Perhaps I was in such a good mood after that big Stanley Cup win, but I had a really great time watching these three bands perform. They’re all sonically similar as female-fronted electro-pop groups, but each one brought some different and compelling elements to their sets. Brilliant Pebbles has the strength of a wild singer in the form of Monika Bukowska. She really has a strong stage presence, even if there are only 2 dozen people standing around watching her band. Both Eleanore Everdell and Jason Friedman seem equally invested and strong as The Hundred In The Hands. They were the only band that used guitars, and when they did in conjunction with the synth-based melodies, magic happened.

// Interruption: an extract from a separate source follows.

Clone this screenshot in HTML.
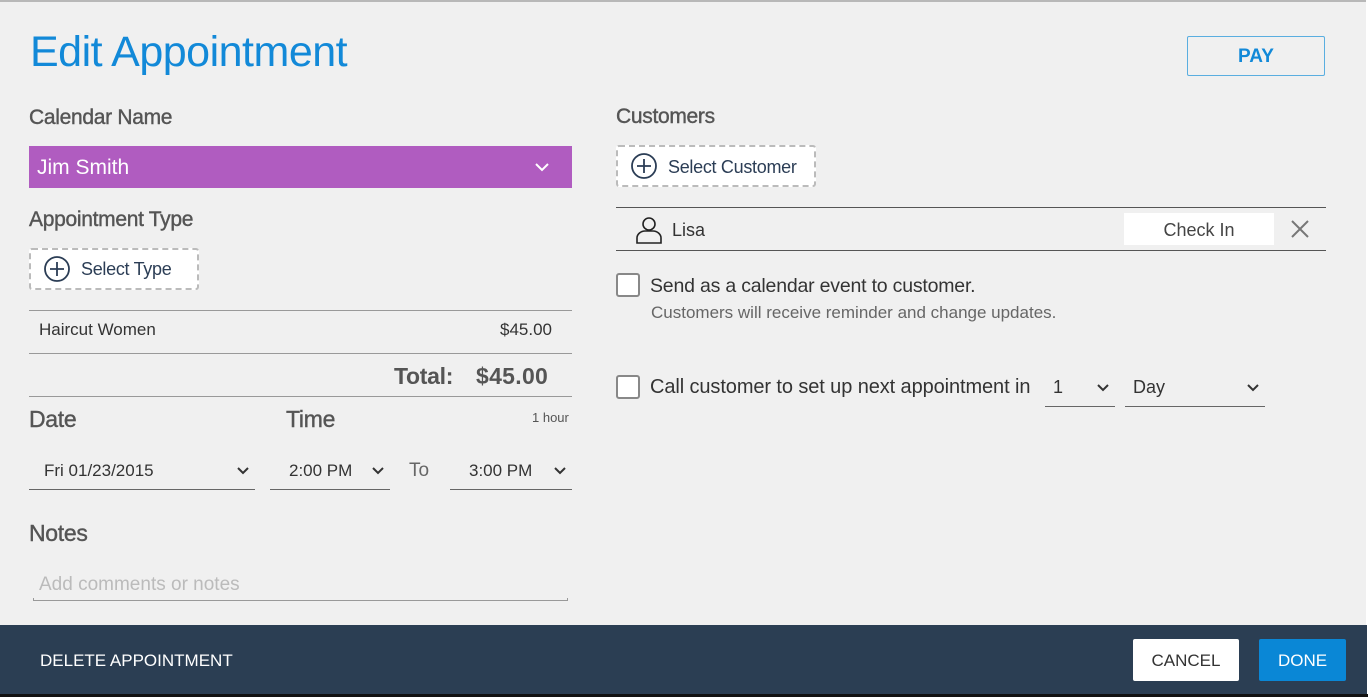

I’m going to keep my eyes out for them in the future because they’re absolutely going places. And The Golden Filter’s secret weapon was percussion, because whether it was the booming drum work on “The Underdogs” or the simiplest of clapping, the upping of the tempo during their set made the difference between a good and great performance. Nice work. There aren’t many dates left on the Golden Filter/Hundred In The Hands tour, but should you have the opportunity to see either of those bands separately or together, I’d call it an excellent idea. Now if you’ll excuse me, I’ve got some hockey-related bragging to do.